Frédéric Chesnais, Chairman & CEO of the Atari Group

February 1, 2019


Q. With a background in finance and the law, what led you to the video game industry in your career?

I’ve always been interested in the business of the video game industry and in 2001 I became part of the management team of the Atari Group.  In 2007, I left Atari to create the company I2G which produced the hit franchise Jillian Michaels: Fitness Ultimatum for the Nintendo Wii and an online survival multiplayer, among many other games. When Atari fell in bankruptcy in 2013, I returned because I have always been a fan of the brand and believe in the great potential it has to offer to our global audience, and I am now its largest shareholder.

Q. Since 2013, you’ve been Chairman & CEO of the French holding company Atari, SA. Can you explain the responsibilities of your position?

I’m leading Atari’s comeback and resurgence in the market by rebooting the brand and expanding Atari’s global portfolio of properties. Beyond gaming, I am broadening the Atari brand into different business verticals such as online casinos, entertainment, and blockchain technology.

Q. What is the difference between the video game industry in France and the United States? How are they connected?

The video game industry in France and United States are both connected by their expertise in producing quality games that appeal to a global audience.  I would say that to be successful, you cannot miss the US market, you have to be there, while France has less of an impact as far as our games are concerned.

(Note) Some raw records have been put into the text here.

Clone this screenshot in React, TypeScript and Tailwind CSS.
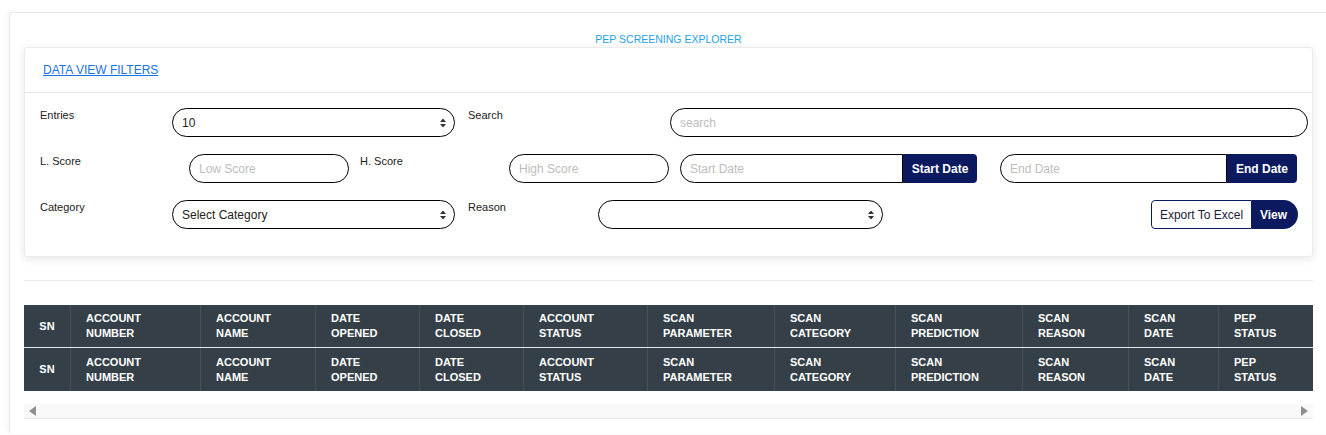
import { useState } from 'react';

const columns = [
  { a: 'SN', b: '', w: 'w-[46px]', center: true },
  { a: 'ACCOUNT', b: 'NUMBER', w: 'w-[130px]' },
  { a: 'ACCOUNT', b: 'NAME', w: 'w-[115px]' },
  { a: 'DATE', b: 'OPENED', w: 'w-[104px]' },
  { a: 'DATE', b: 'CLOSED', w: 'w-[104px]' },
  { a: 'ACCOUNT', b: 'STATUS', w: 'w-[124px]' },
  { a: 'SCAN', b: 'PARAMETER', w: 'w-[127px]' },
  { a: 'SCAN', b: 'CATEGORY', w: 'w-[121px]' },
  { a: 'SCAN', b: 'PREDICTION', w: 'w-[127px]' },
  { a: 'SCAN', b: 'REASON', w: 'w-[106px]' },
  { a: 'SCAN', b: 'DATE', w: 'w-[90px]' },
  { a: 'PEP', b: 'STATUS', w: 'flex-1' },
];

const Caret = () => (
  <svg className="pointer-events-none absolute right-[9px] top-1/2 -translate-y-1/2" width="6" height="9" viewBox="0 0 6 9">
    <path d="M3 0 L6 3.5 H0 Z" fill="#333" />
    <path d="M3 9 L6 5.5 H0 Z" fill="#333" />
  </svg>
);

function Select({ value, width, options }: { value: string; width: string; options: string[] }) {
  const [v, setV] = useState(value);
  return (
    <div className={`relative h-[29px] ${width}`}>
      <select
        value={v}
        onChange={(e) => setV(e.target.value)}
        className="h-full w-full appearance-none rounded-full border border-black bg-white pl-[9px] text-[12px] text-[#222] outline-none"
      >
        {options.map((o) => (
          <option key={o} value={o}>{o}</option>
        ))}
      </select>
      <Caret />
    </div>
  );
}

const Label = ({ text, width }: { text: string; width: string }) => (
  <div className={`${width} shrink-0 text-[11px] leading-[14px] text-[#222]`}>{text}</div>
);

const inputCls =
  'h-[29px] border border-black bg-white pl-[9px] text-[12px] text-[#222] outline-none placeholder:text-[#bdbdbd]';

export default function App() {
  return (
    <div className="min-h-[435px] w-full overflow-hidden bg-white font-['Liberation_Sans',Arial,sans-serif]">
      <div className="ml-[9px] mt-[12px] w-[1330px] rounded-tl-[3px] border-l border-t border-[#e9e9e9] bg-white pb-[14px] pl-[14px] pr-[26px] pt-[20px] shadow-[-3px_0_6px_rgba(0,0,0,0.04)]">
        <div className="text-center text-[10.5px] leading-[12px] text-[#1ea2e6]">PEP SCREENING EXPLORER</div>

        {/* filter card */}
        <div className="mt-[2px] rounded-[3px] border border-[#ececec] bg-white shadow-[0_2px_8px_rgba(0,0,0,0.1)]">
          <div className="flex h-[45px] items-center border-b border-[#e8e8e8] pl-[18px]">
            <a href="#" className="text-[12px] text-[#1a73e8] underline">DATA VIEW FILTERS</a>
          </div>

          <div className="flex flex-col gap-[17px] pb-[27px] pl-[15px] pr-[4px] pt-[15px]">
            <div className="flex items-start">
              <Label text="Entries" width="w-[132px]" />
              <Select value="10" width="w-[283px]" options={['10', '25', '50', '100']} />
              <div className="w-[13px]" />
              <Label text="Search" width="w-[202px]" />
              <input placeholder="search" className={`${inputCls} flex-1 rounded-full`} />
            </div>

            <div className="flex items-start">
              <Label text="L. Score" width="w-[149px]" />
              <input placeholder="Low Score" className={`${inputCls} w-[160px] rounded-full`} />
              <div className="w-[11px]" />
              <Label text="H. Score" width="w-[149px]" />
              <input placeholder="High Score" className={`${inputCls} w-[160px] rounded-full`} />
              <div className="ml-[11px] flex">
                <input placeholder="Start Date" className={`${inputCls} w-[223px] rounded-l-full`} />
                <button className="h-[29px] w-[74px] rounded-r-[4px] bg-[#0b1a5e] text-[12px] font-bold text-white">Start Date</button>
              </div>
              <div className="ml-[23px] flex">
                <input placeholder="End Date" className={`${inputCls} w-[227px] rounded-l-full`} />
                <button className="h-[29px] w-[70px] rounded-r-[4px] bg-[#0b1a5e] text-[12px] font-bold text-white">End Date</button>
              </div>
            </div>

            <div className="flex items-start">
              <Label text="Category" width="w-[132px]" />
              <Select value="Select Category" width="w-[283px]" options={['Select Category']} />
              <div className="w-[13px]" />
              <Label text="Reason" width="w-[130px]" />
              <Select value="" width="w-[285px]" options={['']} />
              <div className="ml-auto mr-[10px] flex h-[29px]">
                <button className="h-full w-[101px] rounded-l-[4px] border border-[#0b1a5e] bg-white text-[12px] text-[#1c1c3c]">Export To Excel</button>
                <button className="h-full w-[46px] rounded-r-full bg-[#0b1a5e] pr-[3px] text-[12px] font-bold text-white">View</button>
              </div>
            </div>
          </div>
        </div>

        <div className="mt-[23px] h-px bg-[#ebebeb]" />

        {/* table */}
        <div className="mt-[24px]">
          {[0, 1].map((r) => (
            <div key={r} className={`flex h-[43px] bg-[#343f47] ${r === 0 ? 'border-b-[1.5px] border-[#e6e6e6]' : ''}`}>
              {columns.map((c, i) => (
                <div
                  key={i}
                  className={`${c.w} flex flex-col justify-center text-[11px] font-bold leading-[15px] text-white ${i > 0 ? 'border-l border-[#46515a] pl-[15px]' : 'items-center'}`}
                >
                  <span>{c.a}</span>
                  {c.b && <span>{c.b}</span>}
                </div>
              ))}
            </div>
          ))}
        </div>

        {/* scrollbar */}
        <div className="mt-[13px] flex h-[15px] items-center justify-between border-b border-[#e6e6e6] bg-[#f9f9f9] px-[5px]">
          <svg width="7" height="10" viewBox="0 0 7 10"><path d="M0 5 L7 0 V10 Z" fill="#8f8f8f" /></svg>
          <svg width="7" height="10" viewBox="0 0 7 10"><path d="M7 5 L0 0 V10 Z" fill="#8f8f8f" /></svg>
        </div>
      </div>
    </div>
  );
}
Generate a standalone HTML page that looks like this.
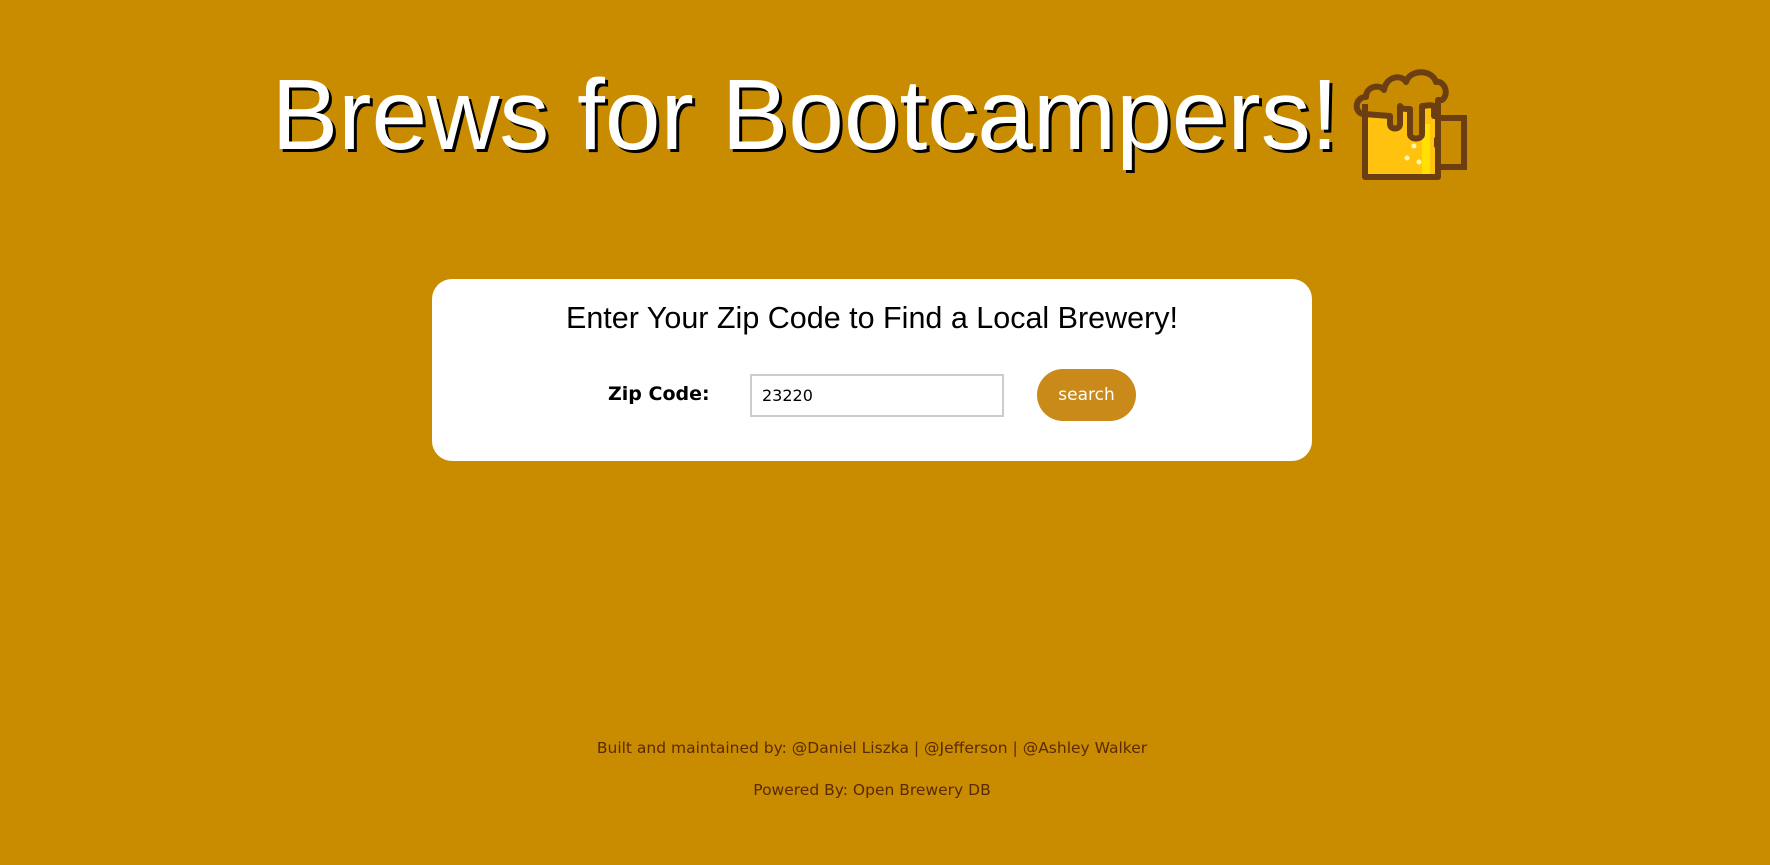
<!DOCTYPE html>
<html><head><meta charset="utf-8"><style>
html,body{margin:0;padding:0;width:1770px;height:865px;background:#c98c00;overflow:hidden;position:relative;font-family:"DejaVu Sans",Verdana,sans-serif}
.t{position:absolute;left:0;top:55px;width:1610px;text-align:center;font-family:"Liberation Sans",Arial,sans-serif;font-size:100px;color:#fff;text-shadow:3px 3px 0 #000;line-height:120px;white-space:nowrap}
.icon{position:absolute;left:1352px;top:64px}
.card{position:absolute;left:432px;top:279px;width:880px;height:182px;background:#fff;border-radius:20px}
.h{position:absolute;left:0;width:880px;top:22px;text-align:center;font-family:"Liberation Sans",Arial,sans-serif;font-size:30.5px;color:#000}
.lbl{position:absolute;left:176px;top:104px;font-weight:bold;font-size:19px;color:#000}
.inp{position:absolute;left:318px;top:95px;width:254px;height:43px;border:2px solid #ccc;box-sizing:border-box;font-size:16px;line-height:39px;padding-left:10px;color:#000}
.btn{position:absolute;left:605px;top:90px;width:99px;height:52px;border-radius:26px;background:#c98a1a;color:#fff;font-size:17px;text-align:center;line-height:52px}
.f{position:absolute;left:0;width:1744px;text-align:center;font-size:15.5px;color:#5a2a00}
</style></head><body>
<div class="t">Brews for Bootcampers!</div>
<svg class="icon" width="120" height="116" viewBox="0 0 120 116">
<path d="M13 40 H86 V113 H13 Z" fill="#ffc20e"/>
<rect x="70" y="60" width="8" height="52" fill="#ffe000"/>
<path d="M12 50 C2 50 2 33 14 33 C14 22 28 20 32 26 C34 12 50 10 54 18 C58 5 80 5 84 18 C92 16 98 30 90 36 L86 36 V52 H82 V42 C78 40 74 42 70 42 V70 C70 76 58 76 58 70 V45 C52 45 50 45 48 42 V60 C48 66 38 66 38 60 V52 Z" fill="#c98c00" stroke="#6b3f12" stroke-width="6" stroke-linejoin="round"/>
<path d="M13 40 V113 H86 V38" fill="none" stroke="#6b3f12" stroke-width="6" stroke-linejoin="round"/>
<path d="M86 54 H112 V103 H86" fill="none" stroke="#6b3f12" stroke-width="6"/>
<circle cx="62" cy="82" r="2.5" fill="#fff6b0"/><circle cx="55" cy="94" r="2.5" fill="#fff6b0"/><circle cx="67" cy="98" r="2.5" fill="#fff6b0"/>
<rect x="82" y="73" width="5" height="11" rx="2" fill="#6b3f12"/>
</svg>
<div class="card">
<div class="h">Enter Your Zip Code to Find a Local Brewery!</div>
<div class="lbl">Zip Code:</div>
<div class="inp">23220</div>
<div class="btn">search</div>
</div>
<div class="f" style="top:739px">Built and maintained by: @Daniel Liszka | @Jefferson | @Ashley Walker</div>
<div class="f" style="top:781px">Powered By: Open Brewery DB</div>
</body></html>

Q. How do recent advances in technological innovation, from smart phones to Artificial intelligence to blockchain, affect the video game industry?

All these advances you mention contribute to the evolution of gaming.  We have evolved from gaming in front of a television to gaming on any device wherever you are. This is whatever/wherever/whenever.  AI and blockchain will continue to transform and revolutionize the video game industry for the better.  As AI becomes more sophisticated it will not only be able to generate responsive, adaptive, and intelligent behaviors in non-player characters but also provide valuable insight such as predicting mobile game churn.

Q. The French-American Foundation’s Cyber Security Program facilitates dialogue around security in the digital age on both sides of the Atlantic. What are the most pressing cyber security concerns in your field of work?

There are multiple cyber security concerns in the gaming industry but two that affect my business is online fraudulent activities and data storage safety and security due to hackers.

Q. Atari has been a leader in video game production since its founding in 1972. What are the challenges and advantages of this legacy on continuing to create new products over 40 years later?

I think we share similar challenges as other legacy brands, but some challenges Atari faces include how to remain relevant in the rapidly changing video game industry and how to keep consumers engaged when there is so much content instantly available that is competing for people’s attention.  On the other hand, the Atari brand is a big advantage for us because Atari is an evergreen brand that resonates with people all over the world and transcends generations.  The Atari (Fuji) logo is very iconic and recognizable and that keeps the brand popular among our legions of fans.

Q. What inspired you to join the Board of Directors at the French-American Foundation?

I believe in the mission and work of the French-American Foundation and the importance of enriching the transatlantic relationship.  As the CEO of Atari, and as a French citizen living in New York City, I am able to help promote engagement and shared experiences using our brand and games between France and United States.